- Poster
- Directed by: N. Rajesh Fernandes
- Written by: Rama Narayanan (dialogue)
- Screenplay by: N. Rajesh Fernandes
- Story by: Rama Narayanan
- Based on: CID Moosa (2003)
- Produced by: C. Umakantha Raju
- Starring: Jaggesh Dala
- Cinematography: Ramesh Babu
- Edited by: Shyam
- Music by: Vijaya Bharathi
- Production company: Sri Uma Maheshwari Creations
- Release date: 22 March 2013;
- Running time: 127 minutes
- Country: India
- Language: Kannada

= CID Eesha =

CID Eesha is a 2013 Indian Kannada-language action comedy film directed by N. Rajesh Fernandes. A remake of the Malayalam film C.I.D. Moosa (2003), the film stars Jaggesh and a Labrador named Dala with Mayuri, Komal, Rangayana Raghu, Avinash and Srinivasa Murthy in supporting roles. The title of the film is an acronym of Eerenahalli Shankaregowda, the name of the detective agency that Jaggesh's character Shankar owns.
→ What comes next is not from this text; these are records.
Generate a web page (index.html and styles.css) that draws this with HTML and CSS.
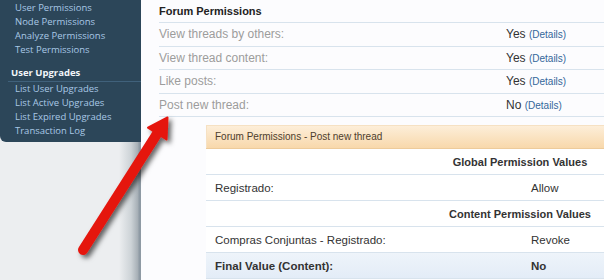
FILE: index.html
```html
<!DOCTYPE html>
<html lang="en">
<head>
<meta charset="utf-8">
<title>Forum Permissions</title>
<link rel="stylesheet" href="styles.css">
</head>
<body>
<div class="page">
  <aside class="side">
    <nav class="nav">
      <ul class="links">
        <li><a href="#">User Permissions</a></li>
        <li><a href="#">Node Permissions</a></li>
        <li><a href="#">Analyze Permissions</a></li>
        <li><a href="#">Test Permissions</a></li>
      </ul>
      <h3 class="nav-head">User Upgrades</h3>
      <ul class="links">
        <li><a href="#">List User Upgrades</a></li>
        <li><a href="#">List Active Upgrades</a></li>
        <li><a href="#">List Expired Upgrades</a></li>
        <li><a href="#">Transaction Log</a></li>
      </ul>
    </nav>
  </aside>
  <main class="content">
    <h2 class="perm-title">Forum Permissions</h2>
    <dl class="perm-list">
      <div class="perm-row"><dt>View threads by others:</dt><dd>Yes <a href="#">(Details)</a></dd></div>
      <div class="perm-row"><dt>View thread content:</dt><dd>Yes <a href="#">(Details)</a></dd></div>
      <div class="perm-row"><dt>Like posts:</dt><dd>Yes <a href="#">(Details)</a></dd></div>
      <div class="perm-row"><dt>Post new thread:</dt><dd>No <a href="#">(Details)</a></dd></div>
    </dl>
    <section class="overlay">
      <header class="overlay-head">Forum Permissions - Post new thread</header>
      <div class="ov-row ov-section"><span></span><span class="ov-title">Global Permission Values</span></div>
      <div class="ov-row"><span class="ov-label">Registrado:</span><span class="ov-value">Allow</span></div>
      <div class="ov-row ov-section"><span></span><span class="ov-title">Content Permission Values</span></div>
      <div class="ov-row"><span class="ov-label">Compras Conjuntas - Registrado:</span><span class="ov-value">Revoke</span></div>
      <div class="ov-row ov-final"><span class="ov-label">Final Value (Content):</span><span class="ov-value">No</span></div>
    </section>
  </main>
  <svg class="arrow" width="604" height="280" viewBox="0 0 604 280" aria-hidden="true">
    <defs>
      <filter id="shadow" x="-20%" y="-20%" width="140%" height="140%">
        <feDropShadow dx="3" dy="3" stdDeviation="2.5" flood-color="#000" flood-opacity="0.6"/>
      </filter>
    </defs>
    <g filter="url(#shadow)">
      <line x1="83" y1="250" x2="157.4" y2="133.2" stroke="#e5140d" stroke-width="10" stroke-linecap="round"/>
      <polygon points="167.5,117.5 166.5,139.5 148,127.7" fill="#e5140d" stroke="#e5140d" stroke-width="2" stroke-linejoin="round"/>
    </g>
  </svg>
</div>
</body>
</html>
```

FILE: styles.css
```css
html, body {
  margin: 0;
  padding: 0;
}

body {
  width: 604px;
  height: 280px;
  overflow: hidden;
  background: #fcfcfe;
  font-family: "Liberation Sans", Arial, sans-serif;
}

.page {
  position: relative;
  display: grid;
  grid-template-columns: 141px 1fr;
  height: 280px;
}

/* ---------- sidebar ---------- */
.side {
  background: linear-gradient(to right, #eceef0 0, #eceef0 119px, #cdd3d7 131px, #a5aeb5 138px, #8e9aa4 139px, #8e9aa4 141px);
}

.nav {
  background: #2c4659;
  height: 142px;
  box-sizing: border-box;
  padding-top: 1px;
  border-bottom-left-radius: 6px;
  font-family: "Open Sans", "Noto Sans", sans-serif;
  font-size: 9.5px;
}

.links {
  list-style: none;
  margin: 0;
  padding: 0 0 0 15px;
}

.links li {
  line-height: 14px;
  height: 14px;
  white-space: nowrap;
}

.links a {
  color: #a9c8e6;
  text-decoration: none;
}

.nav-head {
  margin: 9px 0 0 8px;
  padding: 0 0 1px 3px;
  line-height: 14px;
  font-size: 9.5px;
  font-weight: 700;
  color: #f2f6fa;
  border-bottom: 1px solid #40617b;
}

/* ---------- content ---------- */
.content {
  background: #fcfcfe;
  padding-left: 18px;
  min-width: 0;
}

.perm-title {
  margin: 0;
  height: 22px;
  line-height: 23px;
  font-size: 11px;
  font-weight: 700;
  color: #222;
  border-bottom: 1px solid #d8e3ed;
}

.perm-list {
  margin: 0;
}

.perm-row {
  display: flex;
  align-items: center;
  height: 22.5px;
  border-bottom: 1px solid #d8e3ed;
  font-size: 12px;
}

.perm-row dt {
  flex: 1;
  color: #9c9c9c;
}

.perm-row dd {
  margin: 0;
  width: 98px;
  color: #333;
}

.perm-row dd a {
  font-size: 10px;
  color: #33679a;
  text-decoration: none;
}

/* ---------- overlay ---------- */
.overlay {
  margin: 8px 0 0 47px;
  background: #fff;
}

.overlay-head {
  height: 23px;
  line-height: 24px;
  padding-left: 9px;
  font-size: 10px;
  color: #4e3e2e;
  background: linear-gradient(#fdefdb, #f8d8ab);
  border-bottom: 1px solid #edcb9b;
  box-shadow: inset 1px 1px 0 #f6e1c3;
}

.ov-row {
  display: grid;
  grid-template-columns: 1fr 168px;
  align-items: center;
  height: 25px;
  border-bottom: 1px solid #d8e3ed;
  font-size: 11.5px;
  color: #333;
}

.ov-label {
  padding-left: 9px;
  white-space: nowrap;
}

.ov-title {
  text-align: center;
  font-weight: 700;
  font-size: 11px;
  white-space: nowrap;
}

.ov-value {
  padding-left: 95px;
}

.ov-final {
  background: linear-gradient(#eef4fa, #e3ecf7);
  font-weight: 700;
}

/* ---------- annotation arrow ---------- */
.arrow {
  position: absolute;
  left: 0;
  top: 0;
  pointer-events: none;
}
```
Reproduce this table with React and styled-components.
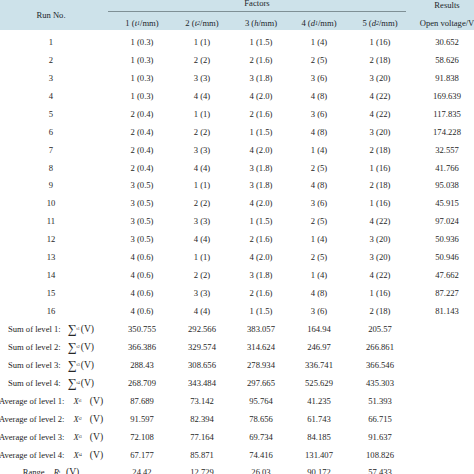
import React from "react";
import styled, { createGlobalStyle } from "styled-components";

const Global = createGlobalStyle`
  html, body { margin: 0; padding: 0; background: #ffffff; overflow: hidden; }
  body { font-family: "Liberation Serif", "Times New Roman", serif; }
`;

const COLS = "112px 60px 60px 58px 58px 64px 70px";

const Table = styled.div`
  width: 482px;
  font-size: 8.6px;
  color: #262626;
  line-height: 10px;
`;

const Head = styled.div`
  display: grid;
  grid-template-columns: ${COLS};
  grid-template-rows: 12px 18px;
  background: #cde2ea;
  color: #1c262b;
`;

const Cell = styled.div`
  display: flex;
  align-items: center;
  justify-content: center;
  white-space: nowrap;
  padding-right: ${(p) => (p.$first ? "10px" : "0")};
  padding-top: ${(p) => p.$top || 0}px;
  grid-column: ${(p) => p.$col || "auto"};
  grid-row: ${(p) => p.$row || "auto"};
`;

const Factors = styled(Cell)`
  align-items: flex-end;
  padding-bottom: 3px;
  margin: 0 6px 0 -4px;
  border-bottom: 1px solid #7f9096;
`;

const TopCell = styled(Cell)`
  align-items: flex-end;
  padding-bottom: 2px;
`;

const Body = styled.div`
  padding-top: 3px;
`;

const Row = styled.div`
  display: grid;
  grid-template-columns: ${COLS};
  height: 17.94px;
`;

const Label = styled.span`
  display: inline-flex;
  align-items: center;
`;

const Sigma = styled.span`
  font-size: 12.5px;
  margin-left: 7px;
  line-height: 10px;
`;

const Sub = styled.sub`
  font-size: 4px;
  vertical-align: -2px;
  line-height: 0;
`;

const Unit = styled.span`
  font-size: 9.6px;
  margin-left: ${(p) => p.$gap || 0}px;
`;

const Var = styled.i`
  margin-left: ${(p) => p.$gap || 0}px;
`;

const Hsub = styled.sub`
  font-size: 6px;
  vertical-align: -2px;
  line-height: 0;
  font-style: italic;
`;

const runs = [
  ["1 (0.3)", "1 (1)", "1 (1.5)", "1 (4)", "1 (16)", "30.652"],
  ["1 (0.3)", "2 (2)", "2 (1.6)", "2 (5)", "2 (18)", "58.626"],
  ["1 (0.3)", "3 (3)", "3 (1.8)", "3 (6)", "3 (20)", "91.838"],
  ["1 (0.3)", "4 (4)", "4 (2.0)", "4 (8)", "4 (22)", "169.639"],
  ["2 (0.4)", "1 (1)", "2 (1.6)", "3 (6)", "4 (22)", "117.835"],
  ["2 (0.4)", "2 (2)", "1 (1.5)", "4 (8)", "3 (20)", "174.228"],
  ["2 (0.4)", "3 (3)", "4 (2.0)", "1 (4)", "2 (18)", "32.557"],
  ["2 (0.4)", "4 (4)", "3 (1.8)", "2 (5)", "1 (16)", "41.766"],
  ["3 (0.5)", "1 (1)", "3 (1.8)", "4 (8)", "2 (18)", "95.038"],
  ["3 (0.5)", "2 (2)", "4 (2.0)", "3 (6)", "1 (16)", "45.915"],
  ["3 (0.5)", "3 (3)", "1 (1.5)", "2 (5)", "4 (22)", "97.024"],
  ["3 (0.5)", "4 (4)", "2 (1.6)", "1 (4)", "3 (20)", "50.936"],
  ["4 (0.6)", "1 (1)", "4 (2.0)", "2 (5)", "3 (20)", "50.946"],
  ["4 (0.6)", "2 (2)", "3 (1.8)", "1 (4)", "4 (22)", "47.662"],
  ["4 (0.6)", "3 (3)", "2 (1.6)", "4 (8)", "1 (16)", "87.227"],
  ["4 (0.6)", "4 (4)", "1 (1.5)", "3 (6)", "2 (18)", "81.143"],
];

const sums = [
  ["350.755", "292.566", "383.057", "164.94", "205.57"],
  ["366.386", "329.574", "314.624", "246.97", "266.861"],
  ["288.43", "308.656", "278.934", "336.741", "366.546"],
  ["268.709", "343.484", "297.665", "525.629", "435.303"],
];

const avgs = [
  ["87.689", "73.142", "95.764", "41.235", "51.393"],
  ["91.597", "82.394", "78.656", "61.743", "66.715"],
  ["72.108", "77.164", "69.734", "84.185", "91.637"],
  ["67.177", "85.871", "74.416", "131.407", "108.826"],
];

const range = ["24.42", "12.729", "26.03", "90.172", "57.433"];

function DataRow({ label, values }) {
  return (
    <Row>
      <Cell $first>{label}</Cell>
      {values.map((v, i) => (
        <Cell key={i}>{v}</Cell>
      ))}
      {values.length < 6 && <Cell />}
    </Row>
  );
}

export default function App() {
  return (
    <>
      <Global />
      <Table>
        <Head>
          <Cell $first $col="1" $row="1 / span 2">Run No.</Cell>
          <Factors $col="2 / span 5" $row="1">Factors</Factors>
          <TopCell $col="7" $row="1">Results</TopCell>
          <Cell $row="2" $top={3}>1 (<i>t</i><Hsub>1</Hsub>/mm)</Cell>
          <Cell $row="2" $top={3}>2 (<i>t</i><Hsub>2</Hsub>/mm)</Cell>
          <Cell $row="2" $top={3}>3 (<i>h</i>/mm)</Cell>
          <Cell $row="2" $top={3}>4 (<i>d</i><Hsub>1</Hsub>/mm)</Cell>
          <Cell $row="2" $top={3}>5 (<i>d</i><Hsub>2</Hsub>/mm)</Cell>
          <Cell $row="2" $top={3}>Open voltage/V</Cell>
        </Head>
        <Body>
          {runs.map((r, i) => (
            <DataRow key={i} label={String(i + 1)} values={r} />
          ))}
          {sums.map((r, i) => (
            <DataRow
              key={"s" + i}
              label={
                <Label>
                  Sum of level {i + 1}:
                  <Sigma>∑</Sigma>
                  <Sub>t{i + 1}</Sub>
                  <Unit $gap={1}>(V)</Unit>
                </Label>
              }
              values={r}
            />
          ))}
          {avgs.map((r, i) => (
            <DataRow
              key={"a" + i}
              label={
                <Label>
                  Average of level {i + 1}:
                  <Var $gap={9}>X</Var>
                  <Sub>t{i + 1}</Sub>
                  <Unit $gap={8}>(V)</Unit>
                </Label>
              }
              values={r}
            />
          ))}
          <DataRow
            label={
              <Label>
                Range
                <Var $gap={9}>R</Var>
                <Sub>t</Sub>
                <Unit $gap={6}>(V)</Unit>
              </Label>
            }
            values={range}
          />
        </Body>
      </Table>
    </>
  );
}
The film was in the making for five years due to technical problems. The film was released on 22 March 2013 alongside Ziddi and Nenapinangala. It was a box office failure.

== Production ==
A Labrador named Dala, who featured in the film, died a month after the film's shooting in 2008. Dala's owner Roy donated ₹20 lakhs to the film's producer in 2010 since the film ran out of budget.

== Soundtrack ==
The music was composed by Vijaya Bharathi. The song "Jamesbondin Ditto" from the original was reused as "James Bondigintha" with the same singer. The song "Kuhu Kuhu Kogile" is based on "Kick Eruthe" from Tamil film Padayappa (1999).

Track listing
| No. | Title | Singer(s) | Length |
|---|---|---|---|
| 1. | "James Bondigintha" | Karthik | 4:10 |
| 2. | "Kuhoo Kuhoo Kogile" | Rajesh Krishnan, Nanditha | 4:21 |
| 3. | "Don't Worry Don't Worry" | Mukesh | 3:53 |
| 4. | "Ivanu Yaaru" | Rajesh Krishnan | 3:46 |
| 5. | "Oorige Oore" | Sriram Parthasarathy, Sangeetha | 3:58 |
| Total length: |  |  | 20:08 |

== Reception ==
=== Critical response ===
A critic from The Times of India gave the film a rating of three out of five stars and wrote that "It’s Jaggesh’s show throughout. He has carried the story forward with catchy dialogues, good expressions and body language. Director N Rajesh could have a better job by cutting unnecessary sequences which we had seen years ago. There is nothing new in narration or the script". A critic from Bangalore Mirror wrote that "On the whole, you can watch the movie once, provided you strongly believe in the fact that there is no logic but only masti". A critic from Chitraloka wrote tha "The film is an out and out slap stick film with no logic. Jaggesh carries the film entirely on his shoulders and he is the only reason for the audience to watch the film".